Give the relation between vacuum permittivity $(\epsilon_{0})$, vacuum permeability $(\mu_{0})$, and the speed of light $(c)$.

We know that the electrostatic constant is $\frac{1}{4 \pi \epsilon_{0}} = 9 \times 10^{9} \text{ Nm}^{2}/\text{C}^{2}$ and the magnetic constant is $\frac{\mu_{0}}{4 \pi} = 10^{-7} \text{ Tm/A}$.

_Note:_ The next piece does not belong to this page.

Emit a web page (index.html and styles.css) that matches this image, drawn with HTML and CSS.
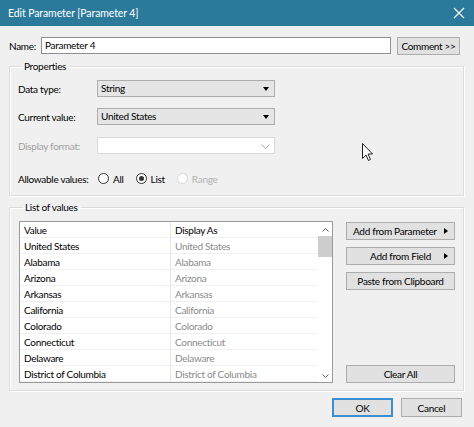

Multiplying these two constants:
$\mu_{0} \epsilon_{0} = \left( \frac{\mu_{0}}{4 \pi} \right) \left( 4 \pi \epsilon_{0} \right) = (10^{-7}) \left( \frac{1}{9 \times 10^{9}} \right) = \frac{1}{9 \times 10^{16}}$.
Since the speed of light in vacuum is $c = 3 \times 10^{8} \text{ m/s}$, we can write:
$\mu_{0} \epsilon_{0} = \frac{1}{(3 \times 10^{8})^{2}} = \frac{1}{c^{2}}$.
Therefore, the relation is $c = \frac{1}{\sqrt{\mu_{0} \epsilon_{0}}}$.